— start Supplied information —
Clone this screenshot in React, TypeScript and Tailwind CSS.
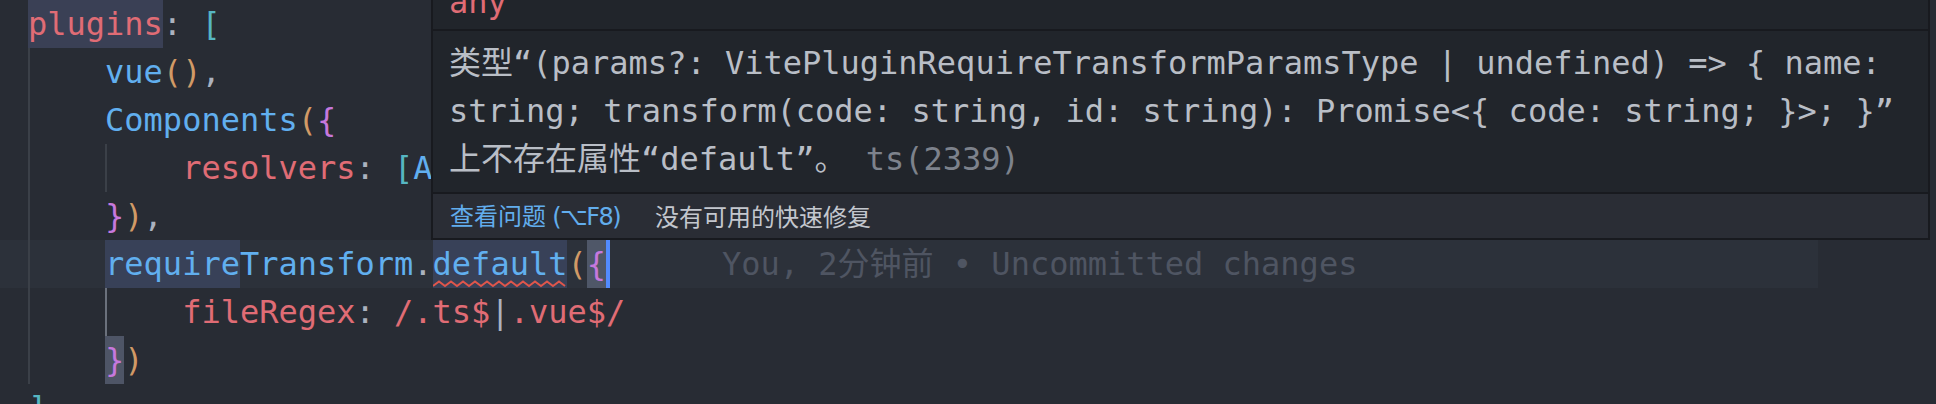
import React from 'react';

type Tok = { t: string; c: string };

const tk = (t: string, c: string): Tok => ({ t, c });

const RED = 'text-[#e06c75]';
const BLUE = 'text-[#61afef]';
const GRAY = 'text-[#abb2bf]';
const TEAL = 'text-[#56b6c2]';
const ORANGE = 'text-[#d19a66]';
const PURPLE = 'text-[#c678dd]';

function Guide({ active }: { active?: boolean }) {
  return (
    <span className={active ? 'shadow-[inset_2px_0_0_#6b717c]' : 'shadow-[inset_2px_0_0_#3b4048]'}>
      {'    '}
    </span>
  );
}

function Toks({ items }: { items: Tok[] }) {
  return (
    <>
      {items.map((x, i) => (
        <span key={i} className={x.c}>
          {x.t}
        </span>
      ))}
    </>
  );
}

function Row({ children, className = '' }: { children: React.ReactNode; className?: string }) {
  return <div className={`flex h-[48px] shrink-0 whitespace-pre pl-[28px] leading-[48px] ${className}`}>{children}</div>;
}

function Squiggle() {
  // repeating zigzag under the error token
  const pts: string[] = [];
  for (let x = 0; x <= 136; x += 6) {
    pts.push(`${x},${(x / 6) % 2 === 0 ? 6 : 1.5}`);
  }
  return (
    <svg className="absolute bottom-0 left-0" width="134" height="8" viewBox="0 0 134 8">
      <polyline points={pts.join(' ')} fill="none" stroke="#e0564b" strokeWidth="2" />
    </svg>
  );
}

function Hover() {
  return (
    <div className="absolute left-[431px] top-0 w-[1499px] border-x-2 border-b-2 border-[#181a1f] bg-[#21252b]">
      {/* signature part, scrolled off the top */}
      <div className="h-[29px] overflow-hidden pl-4">
        <div className="-mt-[22px] text-[32px] leading-[48px] text-[#e06c75]">any</div>
      </div>

      {/* Message */}
      <div className="border-t-2 border-[#181a1f] pb-[9px] pl-4 pr-4 pt-2 text-[32px] leading-[48px] text-[#b9bec6] whitespace-pre">
        <div>类型“(params?: VitePluginRequireTransformParamsType | undefined) =&gt; {'{'} name:</div>
        <div>string; transform(code: string, id: string): Promise&lt;{'{'} code: string; {'}'}&gt;; {'}'}”</div>
        <div>
          上不存在属性“default”。 <span className="text-[#7d828c]">ts(2339)</span>
        </div>
      </div>

      {/* Status bar */}
      <div className="flex h-[46px] items-center border-t-2 border-[#181a1f] bg-[#2a2d35] pl-[17px] font-['Noto_Sans_CJK_SC',sans-serif] text-[24px]">
        <span className="w-[173px] shrink-0 whitespace-pre text-[#62aded]">
          查看问题<span className="font-['DejaVu_Sans',sans-serif] tracking-[-1.5px]"> (⌥F8)</span>
        </span>
        <span className="ml-[32px] text-[#c3c7ce]">没有可用的快速修复</span>
      </div>
    </div>
  );
}

export default function App() {
  return (
    <div className="relative h-[404px] w-[1936px] overflow-hidden bg-[#282c34] font-['DejaVu_Sans_Mono','Noto_Sans_CJK_SC',monospace] text-[32px]">
      <div className="flex flex-col">
        <Row>
          <span className="bg-[#3a4055] text-[#e06c75]">plugins</span>
          <Toks items={[tk(': ', GRAY), tk('[', TEAL)]} />
        </Row>
        <Row>
          <Guide />
          <Toks items={[tk('vue', BLUE), tk('()', ORANGE), tk(',', GRAY)]} />
        </Row>
        <Row>
          <Guide />
          <Toks items={[tk('Components', BLUE), tk('(', ORANGE), tk('{', PURPLE)]} />
        </Row>
        <Row>
          <Guide />
          <Guide />
          <Toks
            items={[
              tk('resolvers', RED),
              tk(': ', GRAY),
              tk('[', TEAL),
              tk('AntDesignVueResolver', BLUE),
              tk('()', ORANGE),
              tk(']', TEAL),
              tk(',', GRAY),
            ]}
          />
        </Row>
        <Row>
          <Guide />
          <Toks items={[tk('}', PURPLE), tk(')', ORANGE), tk(',', GRAY)]} />
        </Row>

        {/* Current line */}
        <Row className="w-[1818px] bg-[#2c313a]">
          <Guide />
          <span className="bg-[#384158] text-[#61afef]">require</span>
          <Toks items={[tk('Transform', BLUE), tk('.', GRAY)]} />
          <span className="relative bg-[#384158] text-[#61afef]">
            default
            <Squiggle />
          </span>
          <span className={ORANGE}>(</span>
          <span className="bg-[#4f5768] text-[#c678dd]">{'{'}</span>
          <span className="w-[4px] bg-[#528bff]" />
          <span className="ml-[112px] text-[#4f5562]">You, 2分钟前 • Uncommitted changes</span>
        </Row>

        <Row>
          <Guide />
          <Guide active />
          <Toks
            items={[tk('fileRegex', RED), tk(': ', GRAY), tk('/.ts$', RED), tk('|', GRAY), tk('.vue$/', RED)]}
          />
        </Row>
        <Row>
          <Guide />
          <span className="bg-[#4e5566] text-[#c678dd]">{'}'}</span>
          <span className={ORANGE}>)</span>
        </Row>
        <Row>
          <span className={TEAL}>]</span>
        </Row>
      </div>

      <Hover />
    </div>
  );
}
— end Supplied information —
_What is asked:_ Restate the full listing verbatim and drop every picture.

_Written solution:_
Clone this screenshot in React, TypeScript and Tailwind CSS.
import React from 'react';

type Tok = { t: string; c: string };

const tk = (t: string, c: string): Tok => ({ t, c });

const RED = 'text-[#e06c75]';
const BLUE = 'text-[#61afef]';
const GRAY = 'text-[#abb2bf]';
const TEAL = 'text-[#56b6c2]';
const ORANGE = 'text-[#d19a66]';
const PURPLE = 'text-[#c678dd]';

function Guide({ active }: { active?: boolean }) {
  return (
    <span className={active ? 'shadow-[inset_2px_0_0_#6b717c]' : 'shadow-[inset_2px_0_0_#3b4048]'}>
      {'    '}
    </span>
  );
}

function Toks({ items }: { items: Tok[] }) {
  return (
    <>
      {items.map((x, i) => (
        <span key={i} className={x.c}>
          {x.t}
        </span>
      ))}
    </>
  );
}

function Row({ children, className = '' }: { children: React.ReactNode; className?: string }) {
  return <div className={`flex h-[48px] shrink-0 whitespace-pre pl-[28px] leading-[48px] ${className}`}>{children}</div>;
}

function Squiggle() {
  // repeating zigzag under the error token
  const pts: string[] = [];
  for (let x = 0; x <= 136; x += 6) {
    pts.push(`${x},${(x / 6) % 2 === 0 ? 6 : 1.5}`);
  }
  return (
    <svg className="absolute bottom-0 left-0" width="134" height="8" viewBox="0 0 134 8">
      <polyline points={pts.join(' ')} fill="none" stroke="#e0564b" strokeWidth="2" />
    </svg>
  );
}

function Hover() {
  return (
    <div className="absolute left-[431px] top-0 w-[1499px] border-x-2 border-b-2 border-[#181a1f] bg-[#21252b]">
      {/* signature part, scrolled off the top */}
      <div className="h-[29px] overflow-hidden pl-4">
        <div className="-mt-[22px] text-[32px] leading-[48px] text-[#e06c75]">any</div>
      </div>

      {/* Message */}
      <div className="border-t-2 border-[#181a1f] pb-[9px] pl-4 pr-4 pt-2 text-[32px] leading-[48px] text-[#b9bec6] whitespace-pre">
        <div>类型“(params?: VitePluginRequireTransformParamsType | undefined) =&gt; {'{'} name:</div>
        <div>string; transform(code: string, id: string): Promise&lt;{'{'} code: string; {'}'}&gt;; {'}'}”</div>
        <div>
          上不存在属性“default”。 <span className="text-[#7d828c]">ts(2339)</span>
        </div>
      </div>

      {/* Status bar */}
      <div className="flex h-[46px] items-center border-t-2 border-[#181a1f] bg-[#2a2d35] pl-[17px] font-['Noto_Sans_CJK_SC',sans-serif] text-[24px]">
        <span className="w-[173px] shrink-0 whitespace-pre text-[#62aded]">
          查看问题<span className="font-['DejaVu_Sans',sans-serif] tracking-[-1.5px]"> (⌥F8)</span>
        </span>
        <span className="ml-[32px] text-[#c3c7ce]">没有可用的快速修复</span>
      </div>
    </div>
  );
}

export default function App() {
  return (
    <div className="relative h-[404px] w-[1936px] overflow-hidden bg-[#282c34] font-['DejaVu_Sans_Mono','Noto_Sans_CJK_SC',monospace] text-[32px]">
      <div className="flex flex-col">
        <Row>
          <span className="bg-[#3a4055] text-[#e06c75]">plugins</span>
          <Toks items={[tk(': ', GRAY), tk('[', TEAL)]} />
        </Row>
        <Row>
          <Guide />
          <Toks items={[tk('vue', BLUE), tk('()', ORANGE), tk(',', GRAY)]} />
        </Row>
        <Row>
          <Guide />
          <Toks items={[tk('Components', BLUE), tk('(', ORANGE), tk('{', PURPLE)]} />
        </Row>
        <Row>
          <Guide />
          <Guide />
          <Toks
            items={[
              tk('resolvers', RED),
              tk(': ', GRAY),
              tk('[', TEAL),
              tk('AntDesignVueResolver', BLUE),
              tk('()', ORANGE),
              tk(']', TEAL),
              tk(',', GRAY),
            ]}
          />
        </Row>
        <Row>
          <Guide />
          <Toks items={[tk('}', PURPLE), tk(')', ORANGE), tk(',', GRAY)]} />
        </Row>

        {/* Current line */}
        <Row className="w-[1818px] bg-[#2c313a]">
          <Guide />
          <span className="bg-[#384158] text-[#61afef]">require</span>
          <Toks items={[tk('Transform', BLUE), tk('.', GRAY)]} />
          <span className="relative bg-[#384158] text-[#61afef]">
            default
            <Squiggle />
          </span>
          <span className={ORANGE}>(</span>
          <span className="bg-[#4f5768] text-[#c678dd]">{'{'}</span>
          <span className="w-[4px] bg-[#528bff]" />
          <span className="ml-[112px] text-[#4f5562]">You, 2分钟前 • Uncommitted changes</span>
        </Row>

        <Row>
          <Guide />
          <Guide active />
          <Toks
            items={[tk('fileRegex', RED), tk(': ', GRAY), tk('/.ts$', RED), tk('|', GRAY), tk('.vue$/', RED)]}
          />
        </Row>
        <Row>
          <Guide />
          <span className="bg-[#4e5566] text-[#c678dd]">{'}'}</span>
          <span className={ORANGE}>)</span>
        </Row>
        <Row>
          <span className={TEAL}>]</span>
        </Row>
      </div>

      <Hover />
    </div>
  );
}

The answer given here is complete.